Offensively, the Yankees have been the superior team thus far. They are scoring about one run more per game than the Mets (5.11 to 4.13). Granted, it's in the higher run scoring environment of the AL, but the Mets are just about NL average while the Yankees are 16% better than the average AL offense. And, um, yeah, the Yankees hit a lot of home runs. The AL average team has a HR/FB ratio of 8.7% this year. The Yankees? 15.6%, 44% greater than average. They sport a below average BABIP, but given the relative league-wide decline, .275 is only 3% off league average.
Pitching-wise, the Yankees have been about league average to start the season.

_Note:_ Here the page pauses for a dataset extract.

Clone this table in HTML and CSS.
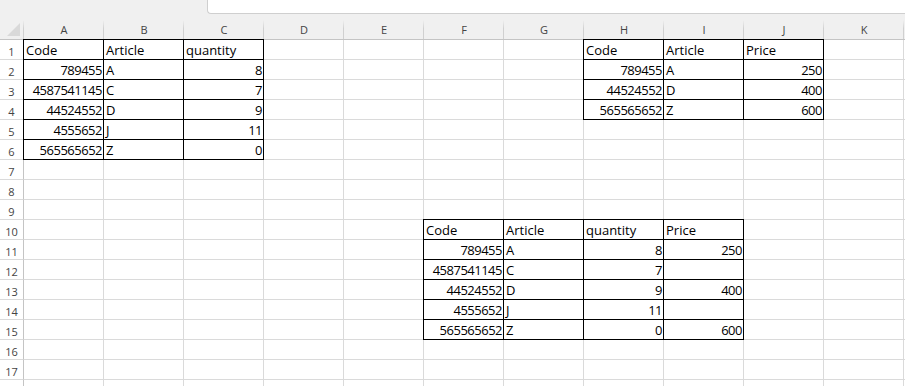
FILE: index.html
```html
<!DOCTYPE html>
<html lang="en">
<head>
<meta charset="utf-8">
<title>Sheet</title>
<link rel="stylesheet" href="styles.css">
</head>
<body>
<div class="sheet">
  <div class="topbar">
    <div class="namearea"></div>
    <div class="formula"></div>
  </div>
  <div class="grid">
    <div class="corner"><svg class="tri" width="24" height="25" viewBox="0 0 24 25"><polygon points="20,9 20,22 7,22" fill="#d9d9d9"/></svg></div>
    <div class="ch">A</div><div class="ch">B</div><div class="ch">C</div><div class="ch">D</div><div class="ch">E</div><div class="ch">F</div><div class="ch">G</div><div class="ch">H</div><div class="ch">I</div><div class="ch">J</div><div class="ch">K</div><div class="ch fill"></div>

    <div class="rh">1</div>
    <div class="c t">Code</div><div class="c t">Article</div><div class="c t">quantity</div>
    <div class="c"></div><div class="c"></div><div class="c"></div><div class="c"></div>
    <div class="c t">Code</div><div class="c t">Article</div><div class="c t">Price</div>
    <div class="c"></div><div class="c"></div>

    <div class="rh">2</div>
    <div class="c t n">789455</div><div class="c t">A</div><div class="c t n">8</div>
    <div class="c"></div><div class="c"></div><div class="c"></div><div class="c"></div>
    <div class="c t n">789455</div><div class="c t">A</div><div class="c t n">250</div>
    <div class="c"></div><div class="c"></div>

    <div class="rh">3</div>
    <div class="c t n">4587541145</div><div class="c t">C</div><div class="c t n">7</div>
    <div class="c"></div><div class="c"></div><div class="c"></div><div class="c"></div>
    <div class="c t n">44524552</div><div class="c t">D</div><div class="c t n">400</div>
    <div class="c"></div><div class="c"></div>

    <div class="rh">4</div>
    <div class="c t n">44524552</div><div class="c t">D</div><div class="c t n">9</div>
    <div class="c"></div><div class="c"></div><div class="c"></div><div class="c"></div>
    <div class="c t n">565565652</div><div class="c t">Z</div><div class="c t n">600</div>
    <div class="c"></div><div class="c"></div>

    <div class="rh">5</div>
    <div class="c t n">4555652</div><div class="c t">J</div><div class="c t n">11</div>
    <div class="c"></div><div class="c"></div><div class="c"></div><div class="c"></div>
    <div class="c"></div><div class="c"></div><div class="c"></div>
    <div class="c"></div><div class="c"></div>

    <div class="rh">6</div>
    <div class="c t n">565565652</div><div class="c t">Z</div><div class="c t n">0</div>
    <div class="c"></div><div class="c"></div><div class="c"></div><div class="c"></div>
    <div class="c"></div><div class="c"></div><div class="c"></div>
    <div class="c"></div><div class="c"></div>

    <div class="rh">7</div>
    <div class="c"></div><div class="c"></div><div class="c"></div><div class="c"></div><div class="c"></div><div class="c"></div><div class="c"></div><div class="c"></div><div class="c"></div><div class="c"></div><div class="c"></div><div class="c"></div>

    <div class="rh">8</div>
    <div class="c"></div><div class="c"></div><div class="c"></div><div class="c"></div><div class="c"></div><div class="c"></div><div class="c"></div><div class="c"></div><div class="c"></div><div class="c"></div><div class="c"></div><div class="c"></div>

    <div class="rh">9</div>
    <div class="c"></div><div class="c"></div><div class="c"></div><div class="c"></div><div class="c"></div><div class="c"></div><div class="c"></div><div class="c"></div><div class="c"></div><div class="c"></div><div class="c"></div><div class="c"></div>

    <div class="rh">10</div>
    <div class="c"></div><div class="c"></div><div class="c"></div><div class="c"></div><div class="c"></div>
    <div class="c t">Code</div><div class="c t">Article</div><div class="c t">quantity</div><div class="c t">Price</div>
    <div class="c"></div><div class="c"></div><div class="c"></div>

    <div class="rh">11</div>
    <div class="c"></div><div class="c"></div><div class="c"></div><div class="c"></div><div class="c"></div>
    <div class="c t n">789455</div><div class="c t">A</div><div class="c t n">8</div><div class="c t n">250</div>
    <div class="c"></div><div class="c"></div><div class="c"></div>

    <div class="rh">12</div>
    <div class="c"></div><div class="c"></div><div class="c"></div><div class="c"></div><div class="c"></div>
    <div class="c t n">4587541145</div><div class="c t">C</div><div class="c t n">7</div><div class="c t n"></div>
    <div class="c"></div><div class="c"></div><div class="c"></div>

    <div class="rh">13</div>
    <div class="c"></div><div class="c"></div><div class="c"></div><div class="c"></div><div class="c"></div>
    <div class="c t n">44524552</div><div class="c t">D</div><div class="c t n">9</div><div class="c t n">400</div>
    <div class="c"></div><div class="c"></div><div class="c"></div>

    <div class="rh">14</div>
    <div class="c"></div><div class="c"></div><div class="c"></div><div class="c"></div><div class="c"></div>
    <div class="c t n">4555652</div><div class="c t">J</div><div class="c t n">11</div><div class="c t n"></div>
    <div class="c"></div><div class="c"></div><div class="c"></div>

    <div class="rh">15</div>
    <div class="c"></div><div class="c"></div><div class="c"></div><div class="c"></div><div class="c"></div>
    <div class="c t n">565565652</div><div class="c t">Z</div><div class="c t n">0</div><div class="c t n">600</div>
    <div class="c"></div><div class="c"></div><div class="c"></div>

    <div class="rh">16</div>
    <div class="c"></div><div class="c"></div><div class="c"></div><div class="c"></div><div class="c"></div><div class="c"></div><div class="c"></div><div class="c"></div><div class="c"></div><div class="c"></div><div class="c"></div><div class="c"></div>

    <div class="rh">17</div>
    <div class="c"></div><div class="c"></div><div class="c"></div><div class="c"></div><div class="c"></div><div class="c"></div><div class="c"></div><div class="c"></div><div class="c"></div><div class="c"></div><div class="c"></div><div class="c"></div>

    <div class="rh"></div>
    <div class="c"></div><div class="c"></div><div class="c"></div><div class="c"></div><div class="c"></div><div class="c"></div><div class="c"></div><div class="c"></div><div class="c"></div><div class="c"></div><div class="c"></div><div class="c"></div>
  </div>
</div>
</body>
</html>
```
FILE: styles.css
```css
html, body {
  margin: 0;
  padding: 0;
  overflow: hidden;
  background: #ffffff;
}

.sheet {
  width: 905px;
  height: 386px;
  overflow: hidden;
  font-family: "Open Sans", "Noto Sans", sans-serif;
}

.topbar {
  display: flex;
  height: 14px;
  background: #f0f0f0;
}

.namearea {
  width: 207px;
  flex: none;
}

.formula {
  flex: 1;
  box-sizing: border-box;
  background: #ffffff;
  border-left: 1px solid #cfcfcf;
  border-bottom: 1px solid #cfcfcf;
  border-bottom-left-radius: 4px;
}

.grid {
  display: grid;
  grid-template-columns: 24px repeat(11, 80px) 1fr;
  grid-template-rows: 26px;
  grid-auto-rows: 20px;
  background: #ffffff;
}

.corner,
.ch {
  box-sizing: border-box;
  border-bottom: 1px solid #c4c4c4;
  background: linear-gradient(to bottom, rgba(208, 208, 208, 0), #d0d0d0 45%) right bottom / 1px 19px no-repeat, #f0f0f0;
}

.tri {
  display: block;
}

.ch {
  padding-top: 7px;
  line-height: 18px;
  font-size: 11px;
  color: #444444;
  text-align: center;
}

.ch.fill {
  background: #f0f0f0;
}

.rh {
  box-sizing: border-box;
  border-right: 1px solid #c4c4c4;
  border-bottom: 1px solid #dadada;
  padding-top: 4px;
  line-height: 15px;
  font-size: 11px;
  color: #444444;
  text-align: center;
}

.c {
  box-sizing: border-box;
  border-right: 1px solid #dadada;
  border-bottom: 1px solid #dadada;
  padding: 2px 2px 0 2px;
  line-height: 17px;
  font-size: 13px;
  color: #000000;
  white-space: nowrap;
  overflow: hidden;
}

.c.t {
  border-right-color: #000000;
  border-bottom-color: #000000;
  box-shadow: -1px -1px 0 #000000, -1px 0 0 #000000, 0 -1px 0 #000000;
}

.c.n {
  text-align: right;
  padding-right: 1px;
  letter-spacing: -0.5px;
}
```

That's hard to imagine given that the starting rotation has boasted the likes of Freddy Garcia and Bartolo Colon, but these long-in-the-tooth pitchers have thrown pretty well in the early going. One thing in particular the Yankees have been better at is keep runners off-base and keep balls out of play. The Yankees sport a K/9-BB/9 of 3.7, 9% better than AL average (3.38), while the Mets are at 3.2 for the year, 27% off the NL Average (4.08). The numbers are bit skewed by playing in different leagues, but the Yankees do hold the edge in K/9 (7.15 to 6.8) and BB/9 (3.42 to 3.62).
In all likelihood, this series comes down to the Mets' pitchers ability to limit home runs on fly balls. Generally, they've been pretty good this year (10% below league average), however the Yankees offense has lived off of the long ball. The Yankees have actually had the same success with their HR/FB ratio regardless of whether they were playing at home or away (which I would not have thought). Meanwhile, Mets' pitchers go from a dominant 7.5% to 12.2% on the road.
And that's what worries me most about this series.